In re Kendell R.

Order of disposition, Family Court, Bronx County (Robert R. Reed, J.), entered on or about April 8, 2009, which adjudicated appellant a juvenile delinquent upon a fact-finding determination that he committed an act which, if committed by an adult, would constitute the crime of obstructing governmental administration in the second degree, and placed him on probation for a period of 12 months, unanimously reversed, on the law, without costs, and the petition dismissed.

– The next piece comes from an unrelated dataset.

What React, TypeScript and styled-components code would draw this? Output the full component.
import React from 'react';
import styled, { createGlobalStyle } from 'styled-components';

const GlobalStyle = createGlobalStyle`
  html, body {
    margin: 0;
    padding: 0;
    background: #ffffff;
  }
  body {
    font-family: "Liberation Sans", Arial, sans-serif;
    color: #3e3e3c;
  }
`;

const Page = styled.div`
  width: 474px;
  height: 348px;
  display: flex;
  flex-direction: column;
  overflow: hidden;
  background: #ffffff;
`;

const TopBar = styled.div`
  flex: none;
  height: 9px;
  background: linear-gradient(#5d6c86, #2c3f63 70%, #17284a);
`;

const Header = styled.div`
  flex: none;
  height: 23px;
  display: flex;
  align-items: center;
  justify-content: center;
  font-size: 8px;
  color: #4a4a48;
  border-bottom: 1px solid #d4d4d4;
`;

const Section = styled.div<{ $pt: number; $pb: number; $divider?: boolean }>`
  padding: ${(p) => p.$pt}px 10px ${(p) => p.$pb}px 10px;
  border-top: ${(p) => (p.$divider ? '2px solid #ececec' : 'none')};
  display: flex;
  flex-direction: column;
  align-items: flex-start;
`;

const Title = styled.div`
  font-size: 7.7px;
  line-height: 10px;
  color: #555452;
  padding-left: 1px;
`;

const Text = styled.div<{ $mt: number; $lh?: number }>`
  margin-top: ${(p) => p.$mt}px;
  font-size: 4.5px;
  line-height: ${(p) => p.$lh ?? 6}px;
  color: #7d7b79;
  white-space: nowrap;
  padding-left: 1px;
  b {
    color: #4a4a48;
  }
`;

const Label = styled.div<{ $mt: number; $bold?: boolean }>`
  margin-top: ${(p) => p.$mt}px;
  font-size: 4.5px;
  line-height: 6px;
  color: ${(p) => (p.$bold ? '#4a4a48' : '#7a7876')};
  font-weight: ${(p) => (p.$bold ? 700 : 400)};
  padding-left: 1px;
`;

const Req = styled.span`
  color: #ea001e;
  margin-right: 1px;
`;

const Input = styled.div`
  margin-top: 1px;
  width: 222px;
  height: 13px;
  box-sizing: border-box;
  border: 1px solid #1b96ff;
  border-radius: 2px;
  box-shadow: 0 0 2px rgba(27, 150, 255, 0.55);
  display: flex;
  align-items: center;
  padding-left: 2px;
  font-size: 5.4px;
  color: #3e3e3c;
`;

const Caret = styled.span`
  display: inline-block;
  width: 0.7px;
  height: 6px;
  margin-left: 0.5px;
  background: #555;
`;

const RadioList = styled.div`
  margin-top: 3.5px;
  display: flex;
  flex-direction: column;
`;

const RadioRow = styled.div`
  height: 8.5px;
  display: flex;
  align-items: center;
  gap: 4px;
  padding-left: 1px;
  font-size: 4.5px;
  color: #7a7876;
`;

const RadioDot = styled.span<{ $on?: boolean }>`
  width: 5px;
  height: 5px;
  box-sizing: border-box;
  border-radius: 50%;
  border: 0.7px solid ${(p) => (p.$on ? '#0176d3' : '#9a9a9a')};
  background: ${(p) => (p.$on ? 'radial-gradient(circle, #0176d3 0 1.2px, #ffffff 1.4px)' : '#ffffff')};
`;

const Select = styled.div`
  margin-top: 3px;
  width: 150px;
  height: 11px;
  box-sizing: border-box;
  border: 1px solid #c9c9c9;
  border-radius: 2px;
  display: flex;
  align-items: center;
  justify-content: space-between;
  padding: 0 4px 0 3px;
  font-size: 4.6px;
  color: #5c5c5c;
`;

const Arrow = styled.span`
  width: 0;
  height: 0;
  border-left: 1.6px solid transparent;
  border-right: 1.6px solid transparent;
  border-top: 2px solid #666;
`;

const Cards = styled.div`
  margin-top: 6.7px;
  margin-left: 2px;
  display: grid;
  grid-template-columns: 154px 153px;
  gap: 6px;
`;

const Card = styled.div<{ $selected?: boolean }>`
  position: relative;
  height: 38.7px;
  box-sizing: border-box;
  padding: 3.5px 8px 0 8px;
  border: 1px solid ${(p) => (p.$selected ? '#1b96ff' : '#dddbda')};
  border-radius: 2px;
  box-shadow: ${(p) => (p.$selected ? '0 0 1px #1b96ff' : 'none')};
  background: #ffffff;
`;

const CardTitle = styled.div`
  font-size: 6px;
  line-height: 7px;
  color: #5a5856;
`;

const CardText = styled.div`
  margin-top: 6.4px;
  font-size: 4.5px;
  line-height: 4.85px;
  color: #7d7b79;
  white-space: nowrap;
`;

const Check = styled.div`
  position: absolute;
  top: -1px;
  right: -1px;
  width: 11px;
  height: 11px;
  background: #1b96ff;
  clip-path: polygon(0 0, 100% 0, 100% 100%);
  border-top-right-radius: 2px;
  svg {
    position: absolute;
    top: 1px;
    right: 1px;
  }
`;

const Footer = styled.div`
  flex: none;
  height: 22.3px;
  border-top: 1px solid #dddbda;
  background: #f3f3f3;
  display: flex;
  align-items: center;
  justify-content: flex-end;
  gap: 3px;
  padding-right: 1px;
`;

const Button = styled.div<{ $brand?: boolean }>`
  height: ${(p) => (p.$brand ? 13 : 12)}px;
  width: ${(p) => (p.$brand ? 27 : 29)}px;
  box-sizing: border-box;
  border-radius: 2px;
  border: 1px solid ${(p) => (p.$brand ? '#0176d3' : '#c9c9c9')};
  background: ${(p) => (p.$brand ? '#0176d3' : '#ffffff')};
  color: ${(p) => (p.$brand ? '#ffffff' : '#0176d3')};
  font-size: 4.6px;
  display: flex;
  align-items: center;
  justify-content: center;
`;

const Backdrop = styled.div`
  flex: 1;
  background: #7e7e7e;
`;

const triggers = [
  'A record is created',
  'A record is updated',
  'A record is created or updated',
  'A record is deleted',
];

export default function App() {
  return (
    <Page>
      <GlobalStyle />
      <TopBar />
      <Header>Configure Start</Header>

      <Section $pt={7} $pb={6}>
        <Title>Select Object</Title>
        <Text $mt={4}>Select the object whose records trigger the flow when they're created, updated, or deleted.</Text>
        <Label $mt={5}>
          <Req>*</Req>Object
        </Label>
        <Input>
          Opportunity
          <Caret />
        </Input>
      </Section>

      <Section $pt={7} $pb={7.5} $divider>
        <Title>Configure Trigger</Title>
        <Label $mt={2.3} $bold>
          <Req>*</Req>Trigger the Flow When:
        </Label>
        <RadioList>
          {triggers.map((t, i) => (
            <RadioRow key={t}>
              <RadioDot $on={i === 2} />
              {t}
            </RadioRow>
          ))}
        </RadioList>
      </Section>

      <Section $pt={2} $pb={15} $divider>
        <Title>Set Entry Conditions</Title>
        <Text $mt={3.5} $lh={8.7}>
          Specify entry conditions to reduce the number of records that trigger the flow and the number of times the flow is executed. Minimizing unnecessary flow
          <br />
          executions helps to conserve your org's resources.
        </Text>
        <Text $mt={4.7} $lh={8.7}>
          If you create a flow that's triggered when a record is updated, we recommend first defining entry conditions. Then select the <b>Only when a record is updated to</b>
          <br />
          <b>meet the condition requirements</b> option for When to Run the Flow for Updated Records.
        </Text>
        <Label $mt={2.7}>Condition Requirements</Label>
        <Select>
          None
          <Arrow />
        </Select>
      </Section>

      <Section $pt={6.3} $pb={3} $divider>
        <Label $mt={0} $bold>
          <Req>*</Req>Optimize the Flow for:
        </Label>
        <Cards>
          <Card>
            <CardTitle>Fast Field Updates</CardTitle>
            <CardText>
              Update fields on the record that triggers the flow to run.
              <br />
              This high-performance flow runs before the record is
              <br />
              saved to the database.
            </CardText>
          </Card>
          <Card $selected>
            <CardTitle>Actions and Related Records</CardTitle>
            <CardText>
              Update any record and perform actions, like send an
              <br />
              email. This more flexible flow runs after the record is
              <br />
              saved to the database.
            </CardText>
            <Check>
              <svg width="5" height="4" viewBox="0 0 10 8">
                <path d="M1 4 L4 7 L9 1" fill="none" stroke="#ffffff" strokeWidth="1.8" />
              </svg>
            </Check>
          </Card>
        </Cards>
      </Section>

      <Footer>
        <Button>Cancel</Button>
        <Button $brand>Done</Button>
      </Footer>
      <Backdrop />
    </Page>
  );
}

*554The court’s finding was based on legally insufficient evidence. The police came upon appellant and other persons, who were pushing and shoving each other, and who appeared to an officer to be either fighting or “goofing around.” Appellant and the others failed to comply with a directive to break it up and go away. When the police placed the group, including appellant, against a wall, they responded with obscene language but no acts of physical resistance.

By attempting to restore order, the police were performing an official function within the meaning of Penal Law § 195.05. However, “interference” under that statute must be, “in part at least, physical in nature” (People v Case, 42 NY2d 98, 102 [1977]). Appellant did not struggle or do anything to interfere with the police, and he did not intrude himself into, or get in the way of, an ongoing police activity (compare Matter of Davan L., 91 NY2d 88 [1997] [intrusion into narcotics operation]; Matter of Joshua C., 289 AD2d 1095 [2001] [intrusion into investigation of domestic dispute]). Any physical contact between appellant and an officer was initiated by the officer. Appellant’s failure to comply with the order to disperse, without more (compare e.g. Matter of Quaniqua W., 25 AD3d 380 [2006]), lacked the requisite intentional physical component. Concur— Friedman, J.P., Catterson, Acosta, DeGrasse and Abdus-Salaam, JJ.